In times gone by, much emphasis was placed on each person preparing their hearts before coming to the Lord’s Supper table. This came from taking 1 Corinthians 11:27-32 seriously, which speaks of the need for self-examination and self-judgement, to make the most of the Lord’s Supper itself and to avoid God’s judgement for taking it ‘unworthily’.
One old order of service talks about the Lord’s Supper like this: “For as the benefit is great, if with a true penitent heart and lively faith we receive that holy Sacrament… so is the danger great, if we receive the same unworthily.”
“For as the benefit is great, if with a true penitent heart and lively faith we receive that holy Sacrament… so is the danger great, if we receive the same unworthily.”
Of course, this doesn’t mean that only those who are completely perfect get to take part in the Lord’s Supper.
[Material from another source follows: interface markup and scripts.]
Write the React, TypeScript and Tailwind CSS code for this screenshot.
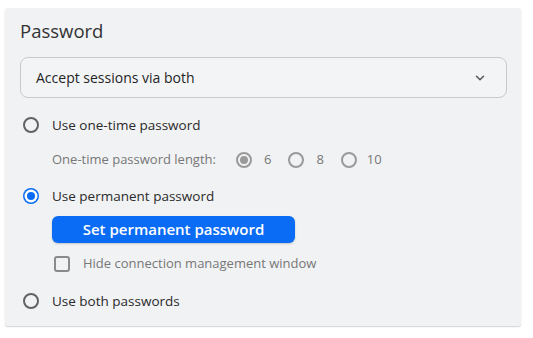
import { ChevronDown } from 'lucide-react';

// Password settings panel

function Radio({ checked = false, muted = false }: { checked?: boolean; muted?: boolean }) {
  if (checked && !muted) {
    return (
      <span className="flex h-4 w-4 shrink-0 items-center justify-center rounded-full bg-[#0a6cf5]">
        <span className="h-2 w-2 rounded-full bg-[#0a6cf5] ring-[2.5px] ring-white" />
      </span>
    );
  }
  return (
    <span
      className={
        'flex h-4 w-4 shrink-0 items-center justify-center rounded-full border-2 ' +
        (muted ? 'border-[#9a9a9a]' : 'border-[#626262]')
      }
    >
      {checked && <span className="h-2 w-2 rounded-full bg-[#9a9a9a]" />}
    </span>
  );
}

export default function App() {
  return (
    <div
      className="h-[338px] w-[533px] bg-white pl-[5px] pt-[8px]"
      style={{ fontFamily: '"Open Sans", "Noto Sans", sans-serif' }}
    >
      <div className="flex h-[318px] w-[516px] flex-col rounded-[3px] bg-[#f1f2f4] pl-[15px] pr-[14px] pt-[10px] shadow-[0_1px_1.5px_rgba(0,0,0,0.18)]">
        <h2 className="text-[18.5px] leading-[26px] text-[#333]">Password</h2>

        <div className="mt-[13px] flex h-[41px] items-center justify-between rounded-[8px] border border-[#c9c9cb] bg-[#f3f4f6] pl-[15px] pr-[19px]">
          <span className="text-[14px] text-[#242424]">Accept sessions via both</span>
          <ChevronDown size={14} strokeWidth={2.5} className="text-[#555]" />
        </div>

        <div className="mt-[17px] flex items-center gap-[13px] pl-[3px]">
          <Radio />
          <span className="text-[13.5px] text-[#2a2a2a]">Use one-time password</span>
        </div>

        <div className="mt-[15px] flex items-center pl-[32px] text-[13px] text-[#777]">
          <span>One-time password length:</span>
          <div className="ml-[20px] flex items-center gap-[12px]">
            <Radio checked muted />
            <span>6</span>
          </div>
          <div className="ml-[17px] flex items-center gap-[12px]">
            <Radio muted />
            <span>8</span>
          </div>
          <div className="ml-[17px] flex items-center gap-[10px]">
            <Radio muted />
            <span>10</span>
          </div>
        </div>

        <div className="mt-[16px] flex items-center gap-[13px] pl-[3px]">
          <Radio checked />
          <span className="text-[13.5px] text-[#2a2a2a]">Use permanent password</span>
        </div>

        <button className="ml-[32px] mt-[10px] h-[27px] w-[243px] rounded-[6px] bg-[#0a6cf5] text-[15px] font-semibold text-white shadow-[0_1px_2px_rgba(0,0,0,0.2)]">
          Set permanent password
        </button>

        <div className="mt-[11px] flex items-center gap-[13px] pl-[34px]">
          <span className="h-4 w-4 shrink-0 rounded-[3px] border-2 border-[#8a8a8a]" />
          <span className="text-[13px] text-[#777]">Hide connection management window</span>
        </div>

        <div className="mt-[17px] flex items-center gap-[13px] pl-[3px]">
          <Radio />
          <span className="text-[13.5px] text-[#2a2a2a]">Use both passwords</span>
        </div>
      </div>
    </div>
  );
}
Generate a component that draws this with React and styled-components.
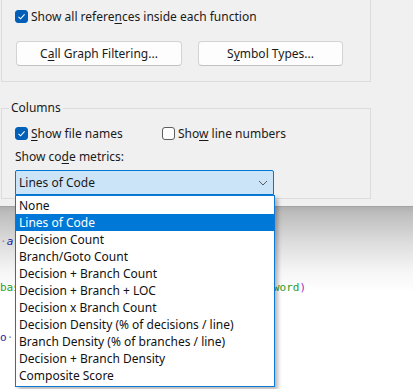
import React from 'react';
import styled, { createGlobalStyle } from 'styled-components';

const GlobalStyle = createGlobalStyle`
  html, body { margin: 0; padding: 0; background: #ffffff; }
  body { font-family: "Noto Sans", "Segoe UI", sans-serif; font-size: 12px; color: #1a1a1a; }
`;

const Page = styled.div`
  position: relative;
  width: 413px;
  height: 389px;
  overflow: hidden;
  display: flex;
  flex-direction: column;
`;

const Dialog = styled.div`
  height: 206px;
  background: #f0f0f0;
  border-bottom: 1px solid #a3a3a3;
  padding-left: 1px;
  display: flex;
  flex-direction: column;
`;

const Group = styled.div`
  position: relative;
  width: 355px;
  border: 1px solid #dcdcdc;
  box-sizing: content-box;
  margin-top: ${p => p.$top}px;
  height: ${p => p.$height}px;
  padding-left: 13px;
`;

const Legend = styled.div`
  position: absolute;
  left: 7px;
  top: -10px;
  padding: 0 2px;
  background: #f0f0f0;
  line-height: 17px;
`;

const CheckRow = styled.div`
  display: flex;
  align-items: center;
  height: 17px;
  margin-top: ${p => p.$top || 0}px;
`;

const CheckItem = styled.label`
  display: flex;
  align-items: center;
  gap: 3px;
  width: ${p => (p.$width ? `${p.$width}px` : 'auto')};
`;

const Box = styled.span`
  width: 13px;
  height: 13px;
  box-sizing: border-box;
  border-radius: 3px;
  display: inline-flex;
  align-items: center;
  justify-content: center;
  background: ${p => (p.$checked ? '#005fb8' : '#fdfdfd')};
  border: 1px solid ${p => (p.$checked ? '#005fb8' : '#5d5d5d')};
`;

const U = styled.span`
  text-decoration: underline;
  text-underline-offset: 2px;
`;

const ButtonRow = styled.div`
  display: flex;
  gap: 16px;
  margin-top: 16px;
  padding-left: 1px;
`;

const Button = styled.div`
  width: ${p => p.$width}px;
  height: 25px;
  box-sizing: border-box;
  background: #fdfdfd;
  border: 1px solid #d3d3d3;
  border-bottom-color: #c2c2c2;
  border-radius: 4px;
  display: flex;
  align-items: center;
  justify-content: center;
`;

const Label = styled.div`
  margin-top: 6px;
  line-height: 17px;
`;

const Combo = styled.div`
  margin-top: 5px;
  width: 259px;
  height: 25px;
  box-sizing: border-box;
  background: #cce4f7;
  border: 1px solid #0078d4;
  border-radius: 2px 2px 0 0;
  display: flex;
  align-items: center;
  justify-content: space-between;
  padding: 0 5px 0 3px;
`;

const Editor = styled.div`
  flex: 1;
  background: linear-gradient(#b0b0b0 0px, #bdbdbd 6px, #dcdcdc 35px, #f6f6f6 65px, #ffffff 85px);
  font-family: "DejaVu Sans Mono", "Liberation Mono", monospace;
  font-size: 11px;
`;

const CodeLine = styled.div`
  position: relative;
  height: 16px;
  line-height: 16px;
  margin-top: ${p => p.$top}px;
  white-space: pre;
`;

const Tok = styled.span`
  color: ${p => p.$c};
  font-style: ${p => (p.$italic ? 'italic' : 'normal')};
`;

const Right = styled.span`
  position: absolute;
  left: ${p => p.$left}px;
`;

const List = styled.div`
  position: absolute;
  left: 15px;
  top: 195px;
  width: 260px;
  box-sizing: border-box;
  background: #ffffff;
  border: 1px solid #0f78d4;
  box-shadow: 3px 3px 4px rgba(0, 0, 0, 0.28);
  padding: 1px 0 2px;
`;

const Item = styled.div`
  height: 17px;
  line-height: 17px;
  padding-left: 3px;
  color: ${p => (p.$selected ? '#ffffff' : '#111111')};
  background: ${p => (p.$selected ? '#0078d7' : 'transparent')};
`;

const Check = () => (
  <svg width="9" height="9" viewBox="0 0 9 9">
    <path d="M1.5 4.8 L3.6 6.8 L7.6 2.4" fill="none" stroke="#ffffff" strokeWidth="1.1" />
  </svg>
);

const Chevron = () => (
  <svg width="10" height="6" viewBox="0 0 10 6">
    <path d="M1 1 L5 5 L9 1" fill="none" stroke="#5a5a5a" strokeWidth="1" />
  </svg>
);

const items = [
  'None',
  'Lines of Code',
  'Decision Count',
  'Branch/Goto Count',
  'Decision + Branch Count',
  'Decision + Branch + LOC',
  'Decision x Branch Count',
  'Decision Density (% of decisions / line)',
  'Branch Density (% of branches / line)',
  'Decision + Branch Density',
  'Composite Score',
];

export default function App() {
  return (
    <Page>
      <GlobalStyle />
      <Dialog>
        <Group $top={-20} $height={100}>
          <CheckRow $top={27}>
            <CheckItem>
              <Box $checked><Check /></Box>
              <span>Show all refere<U>n</U>ces inside each function</span>
            </CheckItem>
          </CheckRow>
          <ButtonRow>
            <Button $width={166}>C<U>a</U>ll Graph Filtering...</Button>
            <Button $width={145}>S<U>y</U>mbol Types...</Button>
          </ButtonRow>
        </Group>
        <Group $top={26} $height={89}>
          <Legend>Columns</Legend>
          <CheckRow $top={16}>
            <CheckItem $width={147}>
              <Box $checked><Check /></Box>
              <span><U>S</U>how file names</span>
            </CheckItem>
            <CheckItem>
              <Box />
              <span>Sho<U>w</U> line numbers</span>
            </CheckItem>
          </CheckRow>
          <Label>Show co<U>d</U>e metrics:</Label>
          <Combo>
            <span>Lines of Code</span>
            <Chevron />
          </Combo>
        </Group>
      </Dialog>
      <Editor>
        <CodeLine $top={27}>
          <Tok $c="#8a8ab0">·</Tok><Tok $c="#1a1aa6" $italic>a</Tok>
        </CodeLine>
        <CodeLine $top={30}>
          <Tok $c="#2a9d2a">bas</Tok>
          <Right $left={273}><Tok $c="#2a9d2a">word</Tok><Tok $c="#a030c0">)</Tok></Right>
        </CodeLine>
        <CodeLine $top={34}>
          <Tok $c="#1a1aa6">o</Tok><Tok $c="#8a8ab0">·</Tok>
        </CodeLine>
      </Editor>
      <List>
        {items.map(t => (
          <Item key={t} $selected={t === 'Lines of Code'}>{t}</Item>
        ))}
      </List>
    </Page>
  );
}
If that were true, the bread and wine would go untouched! Rather it means that those who come are those who have a living faith in Jesus, are trusting him for salvation, and desire to recognise and turn away from their sin. In fact, those who claim to be perfect may actually be those who are ‘unworthy’, who have given into their sin with desensitised consciences (see 1 Timothy 4:2), and who deny their need for God’s continuous mercy and grace through Jesus (see 1 John 1:8, 10).
Often in our services, the encouragement to prepare hearts for the Lord’s Supper happens a few minutes before we serve the bread and grape juice. Not that long ago (and I’m sure some churches still do), the pastor would encourage the congregation the week before to begin preparing for the Lord’s Supper next Sunday.
This preparation usually involved some personal reflection during the week on what the Lord’s Supper actually means, perhaps by reading and reflecting on passages of Scripture such as Matthew 26:26-29, Luke 22:14-23 or 1 Corinthians 11:23-32. It involved measuring profession by practice (Matthew 12:8). It involved serious searching and examining of hearts by meditating on such Scriptures as Mark 12:29-31, and, if necessary, acting upon what was discovered. That may mean confessing and repenting before the Lord of sins you were previously unaware of. It may mean forgiving someone, as Jesus forgave you (Ephesians 4:32). It may mean going to a person you have sinned against and making things right (Matthew 5:23-24), as far as you are able, in the Lord’s strength (Romans 12:18).
There was often an invitation too, that if anyone preparing their hearts for the Lord’s Supper remains troubled, struggles with a nagging conscience, or doubts the fullness of God’s grace for them in Jesus, they should come and see the pastor for counsel so thatthey can enjoy the Lord’s Supper with the rest of the church. And there’s a whole week to do that. (I would gladly meet with anyone who feels they need counsel, advice or comfort because they want to take the Lord’s Supper this Sunday).
We intend to celebrate the Lord’s Supper this Sunday at our 7.45am and 9.30am services. What preparation might you need to make over the next few days before you come to the Lord’s Table?